PROBLEM DESCRIPTION | Copy all the data exactly, except the pictures.

DATA PROVIDED |
++++++

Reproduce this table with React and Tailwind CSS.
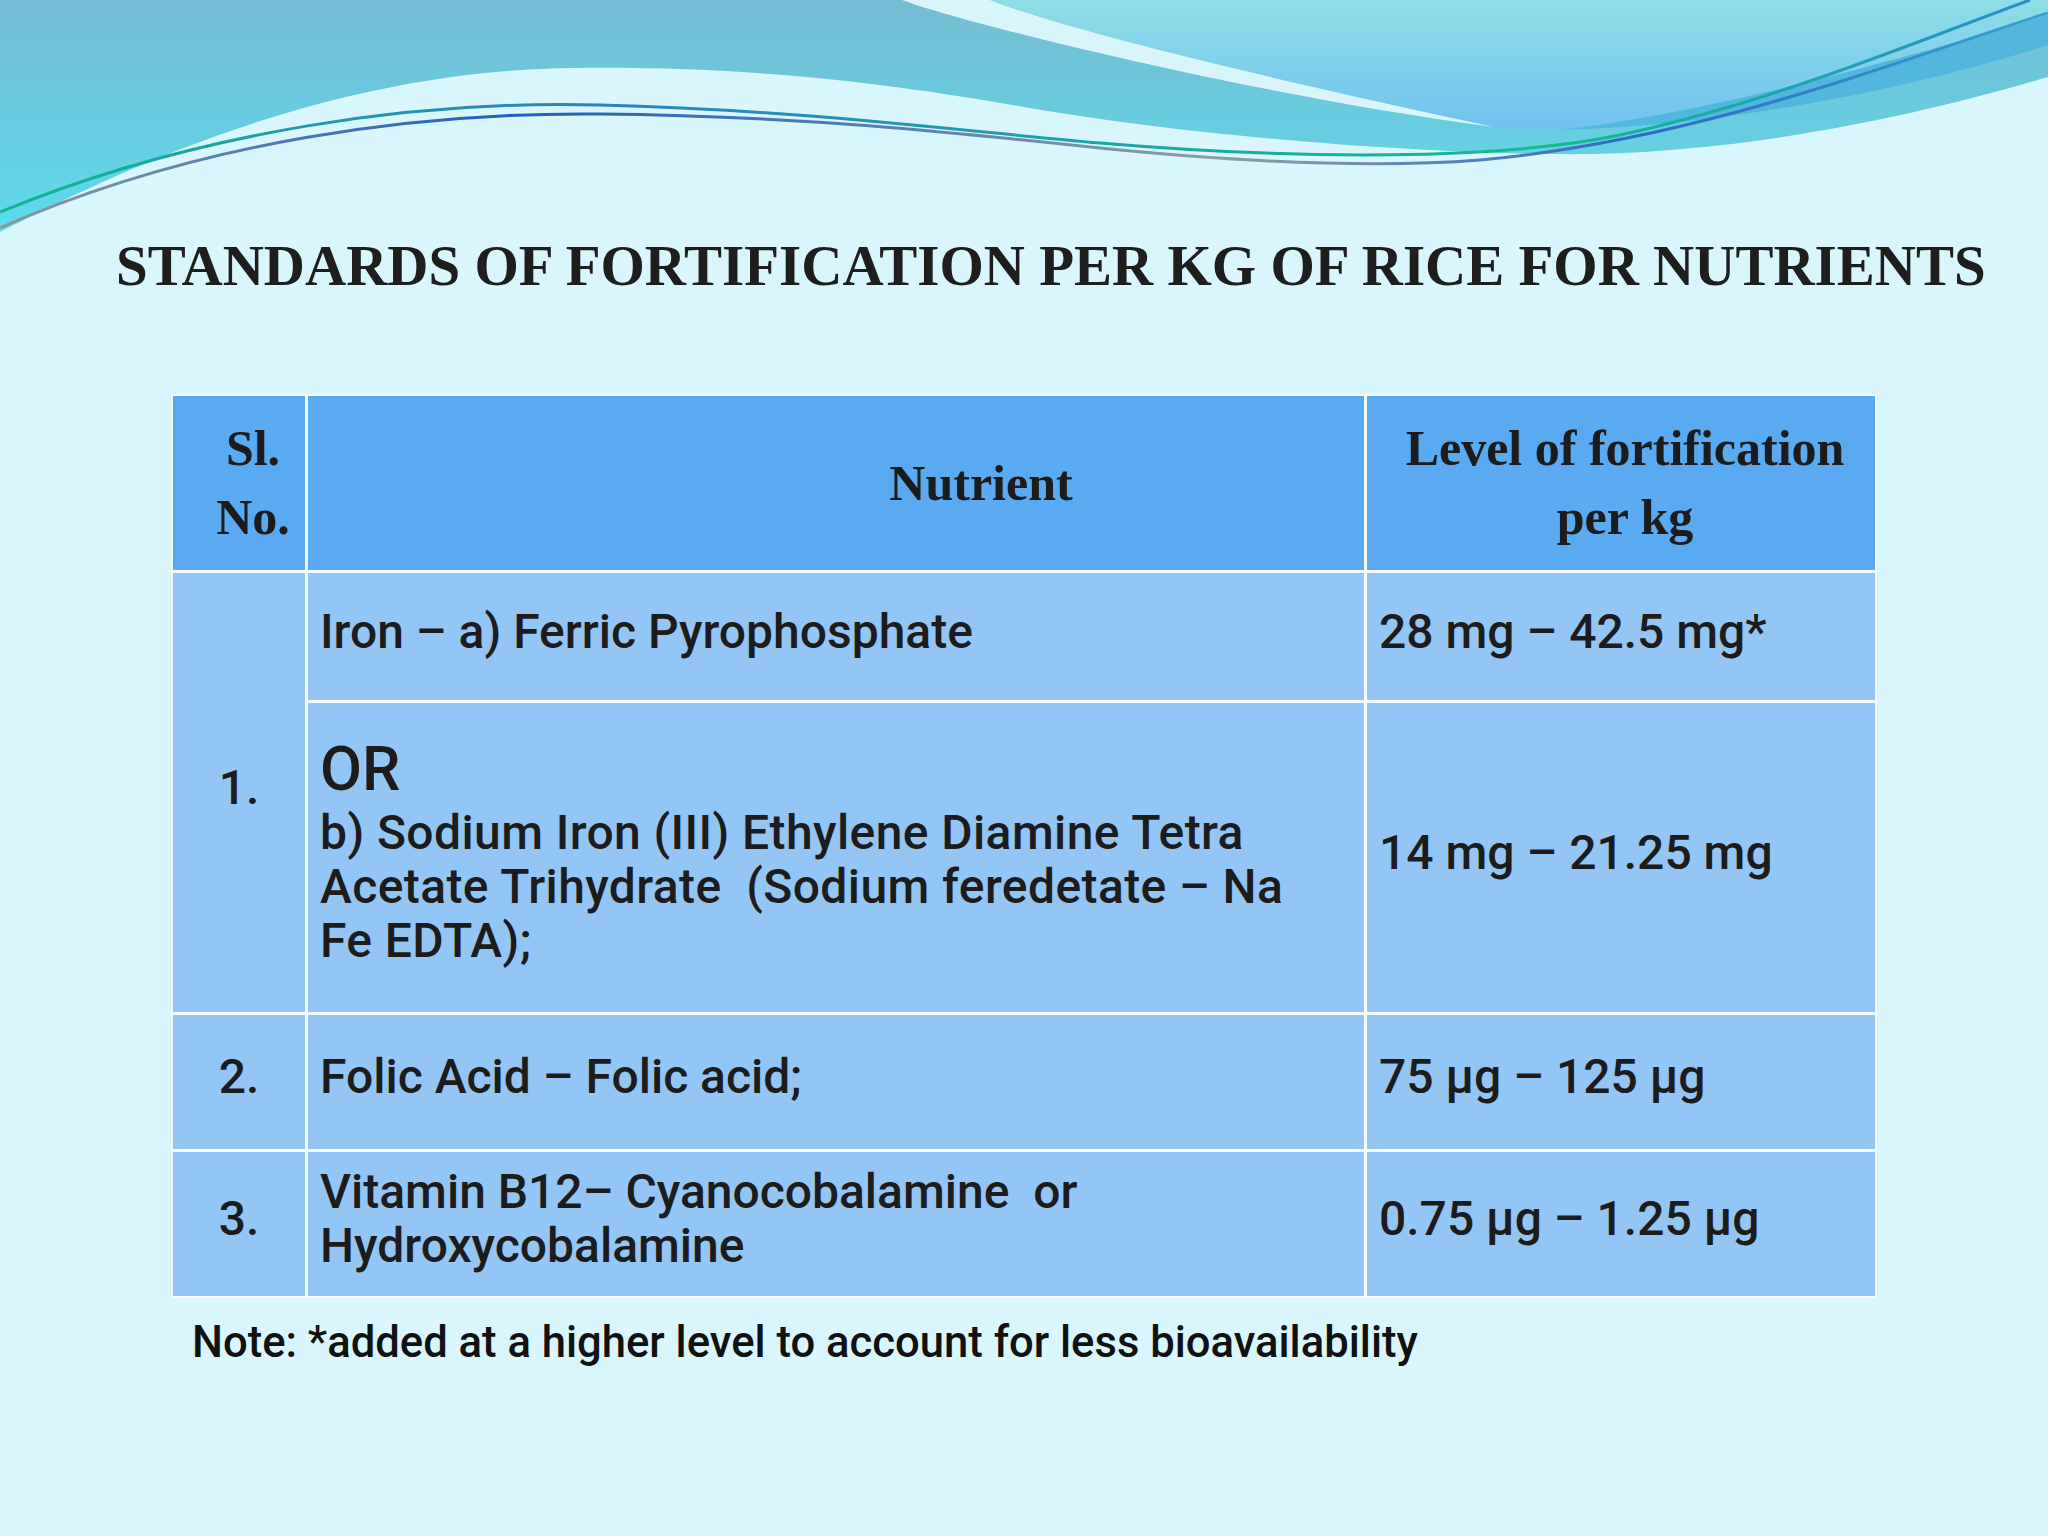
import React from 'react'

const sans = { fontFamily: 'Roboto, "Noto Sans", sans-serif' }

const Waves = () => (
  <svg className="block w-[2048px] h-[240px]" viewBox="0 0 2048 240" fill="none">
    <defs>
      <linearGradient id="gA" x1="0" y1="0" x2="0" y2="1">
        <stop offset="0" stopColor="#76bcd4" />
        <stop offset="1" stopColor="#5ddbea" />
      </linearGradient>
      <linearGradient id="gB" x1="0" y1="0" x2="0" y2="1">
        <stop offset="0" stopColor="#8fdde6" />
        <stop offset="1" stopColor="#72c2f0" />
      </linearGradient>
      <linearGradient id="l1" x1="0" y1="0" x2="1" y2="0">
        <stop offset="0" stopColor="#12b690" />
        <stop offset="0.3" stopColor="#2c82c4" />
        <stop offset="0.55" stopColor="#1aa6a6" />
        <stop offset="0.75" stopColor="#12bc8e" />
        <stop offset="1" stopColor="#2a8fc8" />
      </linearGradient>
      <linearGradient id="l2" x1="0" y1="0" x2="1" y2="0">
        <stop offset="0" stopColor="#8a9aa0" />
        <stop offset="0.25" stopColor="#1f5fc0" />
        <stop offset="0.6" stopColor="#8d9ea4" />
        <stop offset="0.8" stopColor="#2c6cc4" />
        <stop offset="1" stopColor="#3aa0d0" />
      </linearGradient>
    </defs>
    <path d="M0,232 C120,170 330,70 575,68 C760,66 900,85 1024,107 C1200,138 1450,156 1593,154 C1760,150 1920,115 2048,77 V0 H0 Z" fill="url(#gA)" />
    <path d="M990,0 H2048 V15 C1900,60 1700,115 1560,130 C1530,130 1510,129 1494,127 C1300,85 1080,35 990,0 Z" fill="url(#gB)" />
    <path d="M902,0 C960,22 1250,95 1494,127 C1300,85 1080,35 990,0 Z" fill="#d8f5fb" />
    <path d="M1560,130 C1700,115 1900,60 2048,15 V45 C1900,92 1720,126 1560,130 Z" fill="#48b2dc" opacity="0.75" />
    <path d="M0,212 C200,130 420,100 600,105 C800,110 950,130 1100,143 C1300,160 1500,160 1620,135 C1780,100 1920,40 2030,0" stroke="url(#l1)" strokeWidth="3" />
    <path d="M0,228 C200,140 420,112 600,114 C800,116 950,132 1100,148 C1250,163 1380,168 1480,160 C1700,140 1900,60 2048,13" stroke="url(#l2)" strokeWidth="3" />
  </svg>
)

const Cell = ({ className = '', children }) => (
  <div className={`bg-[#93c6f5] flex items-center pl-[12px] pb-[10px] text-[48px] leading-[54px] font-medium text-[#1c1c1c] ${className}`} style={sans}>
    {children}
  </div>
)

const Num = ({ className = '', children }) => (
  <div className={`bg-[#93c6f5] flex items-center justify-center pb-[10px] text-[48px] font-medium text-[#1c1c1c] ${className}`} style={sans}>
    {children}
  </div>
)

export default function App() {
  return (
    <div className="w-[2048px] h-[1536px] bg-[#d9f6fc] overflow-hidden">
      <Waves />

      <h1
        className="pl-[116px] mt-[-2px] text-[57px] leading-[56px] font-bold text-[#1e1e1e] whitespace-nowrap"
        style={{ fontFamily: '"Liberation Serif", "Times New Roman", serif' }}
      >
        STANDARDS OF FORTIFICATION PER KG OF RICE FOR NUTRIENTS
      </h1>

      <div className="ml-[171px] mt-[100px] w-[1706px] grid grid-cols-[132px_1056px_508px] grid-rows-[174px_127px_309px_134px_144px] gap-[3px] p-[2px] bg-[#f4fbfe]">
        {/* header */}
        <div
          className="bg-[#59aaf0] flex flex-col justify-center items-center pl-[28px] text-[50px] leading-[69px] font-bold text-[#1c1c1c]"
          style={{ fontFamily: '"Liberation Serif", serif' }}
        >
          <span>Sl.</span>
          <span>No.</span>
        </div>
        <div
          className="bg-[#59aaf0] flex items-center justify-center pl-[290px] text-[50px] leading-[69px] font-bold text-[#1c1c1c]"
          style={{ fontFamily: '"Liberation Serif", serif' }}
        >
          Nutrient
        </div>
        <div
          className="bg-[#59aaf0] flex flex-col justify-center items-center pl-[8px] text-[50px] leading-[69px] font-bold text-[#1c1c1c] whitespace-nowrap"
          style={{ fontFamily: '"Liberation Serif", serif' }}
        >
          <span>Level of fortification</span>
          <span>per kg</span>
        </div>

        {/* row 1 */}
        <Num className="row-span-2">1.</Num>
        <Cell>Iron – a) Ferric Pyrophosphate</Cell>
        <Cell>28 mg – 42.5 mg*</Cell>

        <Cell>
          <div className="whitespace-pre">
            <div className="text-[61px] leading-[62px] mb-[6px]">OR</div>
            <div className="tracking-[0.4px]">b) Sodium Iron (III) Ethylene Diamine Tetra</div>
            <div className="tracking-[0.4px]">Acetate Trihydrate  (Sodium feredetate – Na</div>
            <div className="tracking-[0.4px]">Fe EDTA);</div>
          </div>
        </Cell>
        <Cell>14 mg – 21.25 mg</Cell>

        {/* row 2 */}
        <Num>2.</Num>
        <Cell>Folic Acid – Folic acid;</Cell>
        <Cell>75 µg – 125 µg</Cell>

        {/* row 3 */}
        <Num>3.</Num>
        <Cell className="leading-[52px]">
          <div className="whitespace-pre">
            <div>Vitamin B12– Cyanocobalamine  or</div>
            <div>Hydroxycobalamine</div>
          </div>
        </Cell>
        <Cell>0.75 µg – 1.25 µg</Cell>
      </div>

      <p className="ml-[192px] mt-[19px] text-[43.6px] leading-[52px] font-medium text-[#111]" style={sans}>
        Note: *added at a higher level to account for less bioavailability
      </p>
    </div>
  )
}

++++++

TASK RESPONSE |
Reproduce this table with React and Tailwind CSS.
import React from 'react'

const sans = { fontFamily: 'Roboto, "Noto Sans", sans-serif' }

const Waves = () => (
  <svg className="block w-[2048px] h-[240px]" viewBox="0 0 2048 240" fill="none">
    <defs>
      <linearGradient id="gA" x1="0" y1="0" x2="0" y2="1">
        <stop offset="0" stopColor="#76bcd4" />
        <stop offset="1" stopColor="#5ddbea" />
      </linearGradient>
      <linearGradient id="gB" x1="0" y1="0" x2="0" y2="1">
        <stop offset="0" stopColor="#8fdde6" />
        <stop offset="1" stopColor="#72c2f0" />
      </linearGradient>
      <linearGradient id="l1" x1="0" y1="0" x2="1" y2="0">
        <stop offset="0" stopColor="#12b690" />
        <stop offset="0.3" stopColor="#2c82c4" />
        <stop offset="0.55" stopColor="#1aa6a6" />
        <stop offset="0.75" stopColor="#12bc8e" />
        <stop offset="1" stopColor="#2a8fc8" />
      </linearGradient>
      <linearGradient id="l2" x1="0" y1="0" x2="1" y2="0">
        <stop offset="0" stopColor="#8a9aa0" />
        <stop offset="0.25" stopColor="#1f5fc0" />
        <stop offset="0.6" stopColor="#8d9ea4" />
        <stop offset="0.8" stopColor="#2c6cc4" />
        <stop offset="1" stopColor="#3aa0d0" />
      </linearGradient>
    </defs>
    <path d="M0,232 C120,170 330,70 575,68 C760,66 900,85 1024,107 C1200,138 1450,156 1593,154 C1760,150 1920,115 2048,77 V0 H0 Z" fill="url(#gA)" />
    <path d="M990,0 H2048 V15 C1900,60 1700,115 1560,130 C1530,130 1510,129 1494,127 C1300,85 1080,35 990,0 Z" fill="url(#gB)" />
    <path d="M902,0 C960,22 1250,95 1494,127 C1300,85 1080,35 990,0 Z" fill="#d8f5fb" />
    <path d="M1560,130 C1700,115 1900,60 2048,15 V45 C1900,92 1720,126 1560,130 Z" fill="#48b2dc" opacity="0.75" />
    <path d="M0,212 C200,130 420,100 600,105 C800,110 950,130 1100,143 C1300,160 1500,160 1620,135 C1780,100 1920,40 2030,0" stroke="url(#l1)" strokeWidth="3" />
    <path d="M0,228 C200,140 420,112 600,114 C800,116 950,132 1100,148 C1250,163 1380,168 1480,160 C1700,140 1900,60 2048,13" stroke="url(#l2)" strokeWidth="3" />
  </svg>
)

const Cell = ({ className = '', children }) => (
  <div className={`bg-[#93c6f5] flex items-center pl-[12px] pb-[10px] text-[48px] leading-[54px] font-medium text-[#1c1c1c] ${className}`} style={sans}>
    {children}
  </div>
)

const Num = ({ className = '', children }) => (
  <div className={`bg-[#93c6f5] flex items-center justify-center pb-[10px] text-[48px] font-medium text-[#1c1c1c] ${className}`} style={sans}>
    {children}
  </div>
)

export default function App() {
  return (
    <div className="w-[2048px] h-[1536px] bg-[#d9f6fc] overflow-hidden">
      <Waves />

      <h1
        className="pl-[116px] mt-[-2px] text-[57px] leading-[56px] font-bold text-[#1e1e1e] whitespace-nowrap"
        style={{ fontFamily: '"Liberation Serif", "Times New Roman", serif' }}
      >
        STANDARDS OF FORTIFICATION PER KG OF RICE FOR NUTRIENTS
      </h1>

      <div className="ml-[171px] mt-[100px] w-[1706px] grid grid-cols-[132px_1056px_508px] grid-rows-[174px_127px_309px_134px_144px] gap-[3px] p-[2px] bg-[#f4fbfe]">
        {/* header */}
        <div
          className="bg-[#59aaf0] flex flex-col justify-center items-center pl-[28px] text-[50px] leading-[69px] font-bold text-[#1c1c1c]"
          style={{ fontFamily: '"Liberation Serif", serif' }}
        >
          <span>Sl.</span>
          <span>No.</span>
        </div>
        <div
          className="bg-[#59aaf0] flex items-center justify-center pl-[290px] text-[50px] leading-[69px] font-bold text-[#1c1c1c]"
          style={{ fontFamily: '"Liberation Serif", serif' }}
        >
          Nutrient
        </div>
        <div
          className="bg-[#59aaf0] flex flex-col justify-center items-center pl-[8px] text-[50px] leading-[69px] font-bold text-[#1c1c1c] whitespace-nowrap"
          style={{ fontFamily: '"Liberation Serif", serif' }}
        >
          <span>Level of fortification</span>
          <span>per kg</span>
        </div>

        {/* row 1 */}
        <Num className="row-span-2">1.</Num>
        <Cell>Iron – a) Ferric Pyrophosphate</Cell>
        <Cell>28 mg – 42.5 mg*</Cell>

        <Cell>
          <div className="whitespace-pre">
            <div className="text-[61px] leading-[62px] mb-[6px]">OR</div>
            <div className="tracking-[0.4px]">b) Sodium Iron (III) Ethylene Diamine Tetra</div>
            <div className="tracking-[0.4px]">Acetate Trihydrate  (Sodium feredetate – Na</div>
            <div className="tracking-[0.4px]">Fe EDTA);</div>
          </div>
        </Cell>
        <Cell>14 mg – 21.25 mg</Cell>

        {/* row 2 */}
        <Num>2.</Num>
        <Cell>Folic Acid – Folic acid;</Cell>
        <Cell>75 µg – 125 µg</Cell>

        {/* row 3 */}
        <Num>3.</Num>
        <Cell className="leading-[52px]">
          <div className="whitespace-pre">
            <div>Vitamin B12– Cyanocobalamine  or</div>
            <div>Hydroxycobalamine</div>
          </div>
        </Cell>
        <Cell>0.75 µg – 1.25 µg</Cell>
      </div>

      <p className="ml-[192px] mt-[19px] text-[43.6px] leading-[52px] font-medium text-[#111]" style={sans}>
        Note: *added at a higher level to account for less bioavailability
      </p>
    </div>
  )
}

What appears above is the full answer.